**Data supplied:**
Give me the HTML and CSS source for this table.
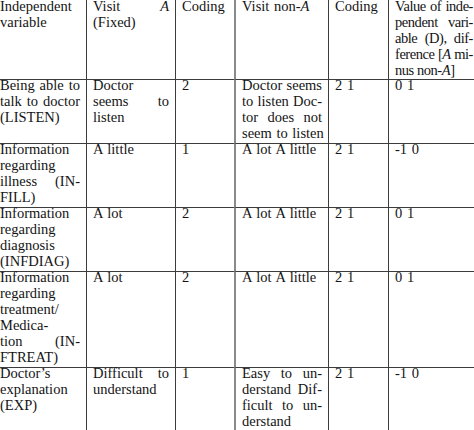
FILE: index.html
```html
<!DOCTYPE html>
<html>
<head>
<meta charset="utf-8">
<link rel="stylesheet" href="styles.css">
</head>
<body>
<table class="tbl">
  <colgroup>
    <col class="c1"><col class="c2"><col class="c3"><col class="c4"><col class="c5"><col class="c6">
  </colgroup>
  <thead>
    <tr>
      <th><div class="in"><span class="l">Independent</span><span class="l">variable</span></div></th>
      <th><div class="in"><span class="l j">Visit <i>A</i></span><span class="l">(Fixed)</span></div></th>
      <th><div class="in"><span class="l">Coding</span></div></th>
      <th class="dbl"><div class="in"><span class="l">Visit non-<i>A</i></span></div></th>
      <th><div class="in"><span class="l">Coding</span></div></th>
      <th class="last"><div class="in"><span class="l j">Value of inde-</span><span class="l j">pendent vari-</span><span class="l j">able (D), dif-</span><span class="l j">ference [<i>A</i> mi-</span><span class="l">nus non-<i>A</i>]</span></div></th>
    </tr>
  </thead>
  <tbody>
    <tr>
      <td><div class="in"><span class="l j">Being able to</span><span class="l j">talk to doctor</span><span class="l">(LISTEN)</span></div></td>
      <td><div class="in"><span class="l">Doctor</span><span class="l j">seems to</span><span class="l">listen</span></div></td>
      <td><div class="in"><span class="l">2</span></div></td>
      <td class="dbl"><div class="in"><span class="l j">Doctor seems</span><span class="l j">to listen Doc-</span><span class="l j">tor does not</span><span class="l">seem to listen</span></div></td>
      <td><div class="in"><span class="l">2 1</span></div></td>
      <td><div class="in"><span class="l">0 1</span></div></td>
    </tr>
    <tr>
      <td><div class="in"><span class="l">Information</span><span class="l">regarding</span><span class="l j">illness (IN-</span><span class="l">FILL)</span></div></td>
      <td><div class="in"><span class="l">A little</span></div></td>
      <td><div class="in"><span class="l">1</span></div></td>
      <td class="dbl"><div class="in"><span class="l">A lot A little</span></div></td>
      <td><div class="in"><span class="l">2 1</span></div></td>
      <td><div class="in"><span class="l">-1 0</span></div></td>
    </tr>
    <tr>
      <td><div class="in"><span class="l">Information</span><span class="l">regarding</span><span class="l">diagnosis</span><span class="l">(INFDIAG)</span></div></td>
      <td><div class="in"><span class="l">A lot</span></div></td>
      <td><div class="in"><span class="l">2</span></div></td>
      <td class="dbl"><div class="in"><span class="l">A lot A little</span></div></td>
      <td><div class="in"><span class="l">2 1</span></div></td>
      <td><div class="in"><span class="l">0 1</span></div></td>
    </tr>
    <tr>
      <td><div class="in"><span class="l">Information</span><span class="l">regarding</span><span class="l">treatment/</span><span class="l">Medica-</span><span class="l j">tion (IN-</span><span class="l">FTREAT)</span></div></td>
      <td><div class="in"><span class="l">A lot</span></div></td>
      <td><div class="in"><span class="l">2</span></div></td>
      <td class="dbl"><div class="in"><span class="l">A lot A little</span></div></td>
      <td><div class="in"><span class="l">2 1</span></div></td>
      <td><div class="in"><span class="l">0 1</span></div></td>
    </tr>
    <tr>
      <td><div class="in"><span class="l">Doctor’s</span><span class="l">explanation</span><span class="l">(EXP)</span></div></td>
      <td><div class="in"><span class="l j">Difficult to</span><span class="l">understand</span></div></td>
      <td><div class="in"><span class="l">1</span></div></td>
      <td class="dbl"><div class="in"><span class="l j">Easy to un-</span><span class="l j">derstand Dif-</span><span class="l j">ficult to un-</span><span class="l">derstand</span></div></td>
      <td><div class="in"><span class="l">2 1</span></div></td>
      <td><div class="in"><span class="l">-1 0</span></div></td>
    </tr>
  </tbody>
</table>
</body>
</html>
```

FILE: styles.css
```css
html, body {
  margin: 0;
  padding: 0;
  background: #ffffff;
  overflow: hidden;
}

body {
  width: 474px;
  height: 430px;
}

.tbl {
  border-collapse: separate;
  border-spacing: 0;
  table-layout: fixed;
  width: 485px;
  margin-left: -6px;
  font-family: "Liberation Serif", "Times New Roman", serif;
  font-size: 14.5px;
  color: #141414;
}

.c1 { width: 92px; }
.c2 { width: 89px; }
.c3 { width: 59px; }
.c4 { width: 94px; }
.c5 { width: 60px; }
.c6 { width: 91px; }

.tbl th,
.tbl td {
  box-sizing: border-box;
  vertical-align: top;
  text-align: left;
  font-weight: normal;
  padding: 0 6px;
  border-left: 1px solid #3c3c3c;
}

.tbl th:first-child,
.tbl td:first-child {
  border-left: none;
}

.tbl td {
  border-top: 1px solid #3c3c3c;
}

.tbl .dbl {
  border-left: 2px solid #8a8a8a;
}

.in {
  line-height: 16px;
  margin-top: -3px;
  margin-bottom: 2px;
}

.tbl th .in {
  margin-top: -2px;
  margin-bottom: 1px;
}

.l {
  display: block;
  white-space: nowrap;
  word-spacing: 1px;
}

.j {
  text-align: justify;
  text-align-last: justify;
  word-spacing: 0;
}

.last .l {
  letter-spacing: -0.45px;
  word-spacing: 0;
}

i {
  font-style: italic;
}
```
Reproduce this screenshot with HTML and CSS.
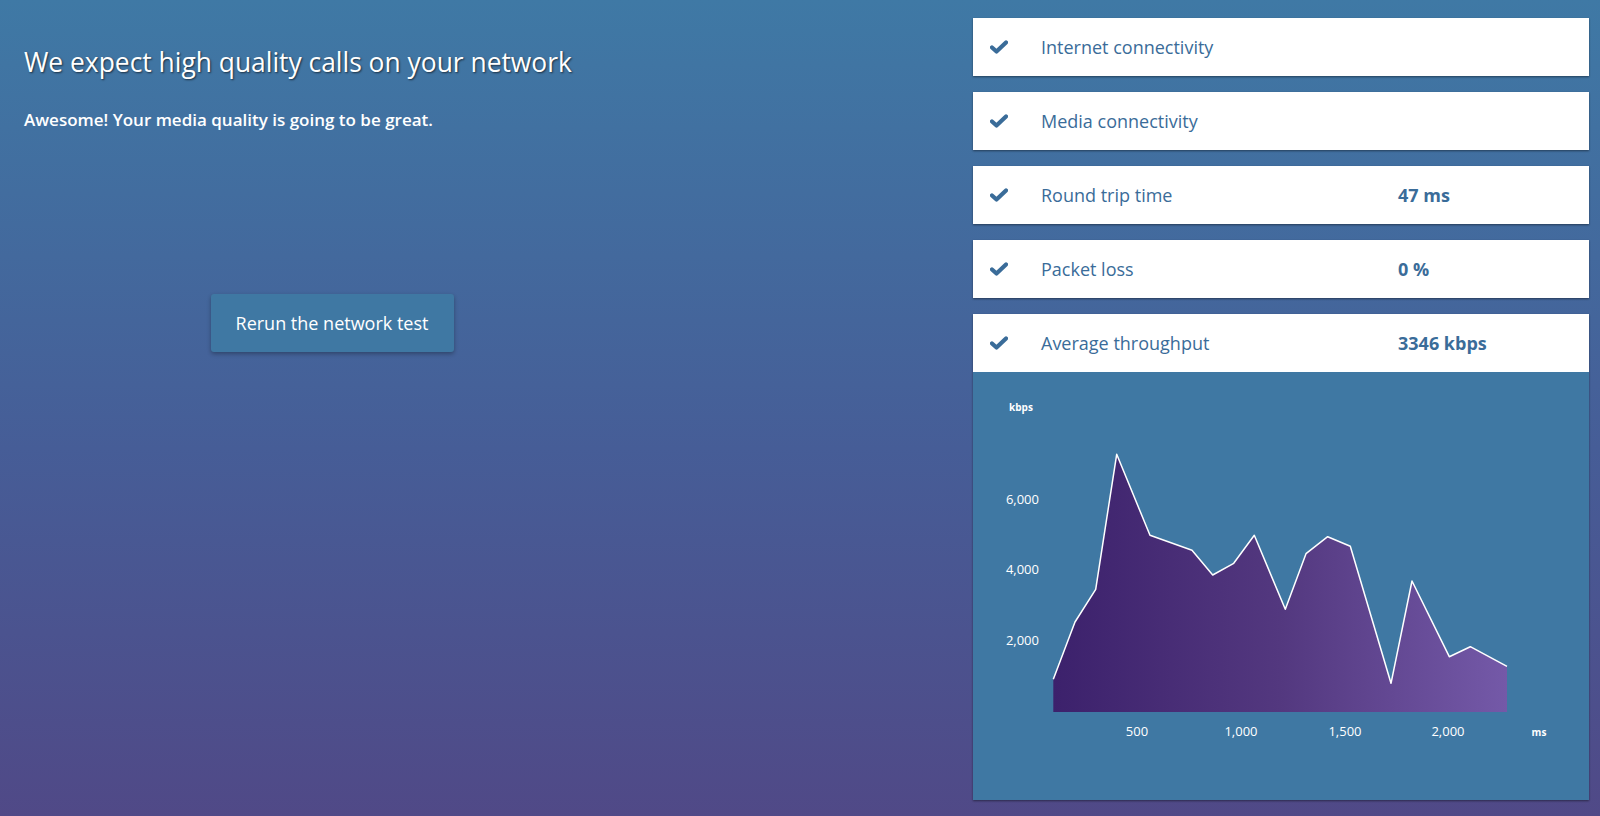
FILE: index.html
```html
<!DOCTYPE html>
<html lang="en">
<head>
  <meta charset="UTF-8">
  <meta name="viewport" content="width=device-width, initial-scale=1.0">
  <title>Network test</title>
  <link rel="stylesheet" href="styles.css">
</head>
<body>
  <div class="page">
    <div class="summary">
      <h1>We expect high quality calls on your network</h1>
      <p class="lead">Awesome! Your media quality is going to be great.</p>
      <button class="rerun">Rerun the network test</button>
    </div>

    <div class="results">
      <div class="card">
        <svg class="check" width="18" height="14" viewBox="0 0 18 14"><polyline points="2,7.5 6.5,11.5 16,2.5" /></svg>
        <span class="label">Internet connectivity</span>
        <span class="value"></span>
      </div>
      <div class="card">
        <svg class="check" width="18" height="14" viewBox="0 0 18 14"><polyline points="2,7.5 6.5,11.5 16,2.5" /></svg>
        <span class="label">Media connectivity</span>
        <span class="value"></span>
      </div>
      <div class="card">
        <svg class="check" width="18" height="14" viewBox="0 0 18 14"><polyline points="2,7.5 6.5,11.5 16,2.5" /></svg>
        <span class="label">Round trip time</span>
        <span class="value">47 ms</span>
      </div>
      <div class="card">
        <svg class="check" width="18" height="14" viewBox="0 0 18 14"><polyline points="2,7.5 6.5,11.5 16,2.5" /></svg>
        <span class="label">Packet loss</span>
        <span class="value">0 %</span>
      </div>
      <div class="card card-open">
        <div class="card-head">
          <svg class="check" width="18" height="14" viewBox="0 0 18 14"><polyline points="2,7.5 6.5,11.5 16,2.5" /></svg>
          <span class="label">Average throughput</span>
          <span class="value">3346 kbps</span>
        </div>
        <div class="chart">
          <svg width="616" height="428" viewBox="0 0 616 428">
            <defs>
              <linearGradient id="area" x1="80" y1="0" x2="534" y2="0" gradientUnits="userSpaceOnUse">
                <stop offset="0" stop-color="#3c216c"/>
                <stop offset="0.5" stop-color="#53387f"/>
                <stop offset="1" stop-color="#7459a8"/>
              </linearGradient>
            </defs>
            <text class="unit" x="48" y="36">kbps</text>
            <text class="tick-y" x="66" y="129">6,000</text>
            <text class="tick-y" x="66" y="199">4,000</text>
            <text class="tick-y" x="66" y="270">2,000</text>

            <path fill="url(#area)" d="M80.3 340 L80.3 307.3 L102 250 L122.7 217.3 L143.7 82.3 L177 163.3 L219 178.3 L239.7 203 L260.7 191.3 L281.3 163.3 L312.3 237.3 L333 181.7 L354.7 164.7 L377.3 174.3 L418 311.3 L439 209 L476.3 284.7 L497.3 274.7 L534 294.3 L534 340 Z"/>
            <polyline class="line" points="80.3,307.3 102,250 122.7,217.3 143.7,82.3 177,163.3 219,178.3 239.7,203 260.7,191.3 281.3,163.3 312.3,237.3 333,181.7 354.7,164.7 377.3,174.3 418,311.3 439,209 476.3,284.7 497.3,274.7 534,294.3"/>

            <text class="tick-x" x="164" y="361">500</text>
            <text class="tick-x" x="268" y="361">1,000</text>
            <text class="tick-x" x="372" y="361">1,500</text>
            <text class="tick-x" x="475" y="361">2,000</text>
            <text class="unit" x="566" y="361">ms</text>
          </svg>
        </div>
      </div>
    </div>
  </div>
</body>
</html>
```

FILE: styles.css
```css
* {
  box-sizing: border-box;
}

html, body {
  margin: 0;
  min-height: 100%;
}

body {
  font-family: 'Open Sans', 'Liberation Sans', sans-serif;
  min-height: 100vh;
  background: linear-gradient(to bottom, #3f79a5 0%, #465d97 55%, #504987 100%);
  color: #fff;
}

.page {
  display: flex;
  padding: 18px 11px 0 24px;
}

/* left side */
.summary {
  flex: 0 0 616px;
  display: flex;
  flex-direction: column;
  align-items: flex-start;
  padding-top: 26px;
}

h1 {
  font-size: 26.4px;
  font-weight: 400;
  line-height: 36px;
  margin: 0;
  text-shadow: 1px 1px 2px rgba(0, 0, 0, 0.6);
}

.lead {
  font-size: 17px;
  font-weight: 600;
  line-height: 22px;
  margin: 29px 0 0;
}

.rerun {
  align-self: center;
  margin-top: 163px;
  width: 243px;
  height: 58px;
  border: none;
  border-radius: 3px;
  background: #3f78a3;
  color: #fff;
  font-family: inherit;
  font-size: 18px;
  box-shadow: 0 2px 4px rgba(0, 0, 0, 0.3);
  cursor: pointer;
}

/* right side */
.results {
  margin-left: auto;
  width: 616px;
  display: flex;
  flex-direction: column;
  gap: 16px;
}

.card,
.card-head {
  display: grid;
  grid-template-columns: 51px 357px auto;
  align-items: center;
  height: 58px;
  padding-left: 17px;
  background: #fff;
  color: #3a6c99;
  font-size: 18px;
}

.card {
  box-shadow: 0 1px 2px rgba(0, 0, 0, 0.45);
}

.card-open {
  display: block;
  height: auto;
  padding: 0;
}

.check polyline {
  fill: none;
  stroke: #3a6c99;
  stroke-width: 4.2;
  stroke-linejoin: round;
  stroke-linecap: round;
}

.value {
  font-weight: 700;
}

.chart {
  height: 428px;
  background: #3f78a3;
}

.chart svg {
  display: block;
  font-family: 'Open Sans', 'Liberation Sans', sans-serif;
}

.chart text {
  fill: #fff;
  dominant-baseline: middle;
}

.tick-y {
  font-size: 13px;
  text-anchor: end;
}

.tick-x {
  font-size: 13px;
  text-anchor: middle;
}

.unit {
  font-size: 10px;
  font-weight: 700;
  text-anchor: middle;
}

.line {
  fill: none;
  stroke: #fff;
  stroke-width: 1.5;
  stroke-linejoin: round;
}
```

**Task to carry out:** Find each line holding "this". Copy it out.

**Exercise result:**
Give me the HTML and CSS source for this table.
Reproduce this screenshot with HTML and CSS.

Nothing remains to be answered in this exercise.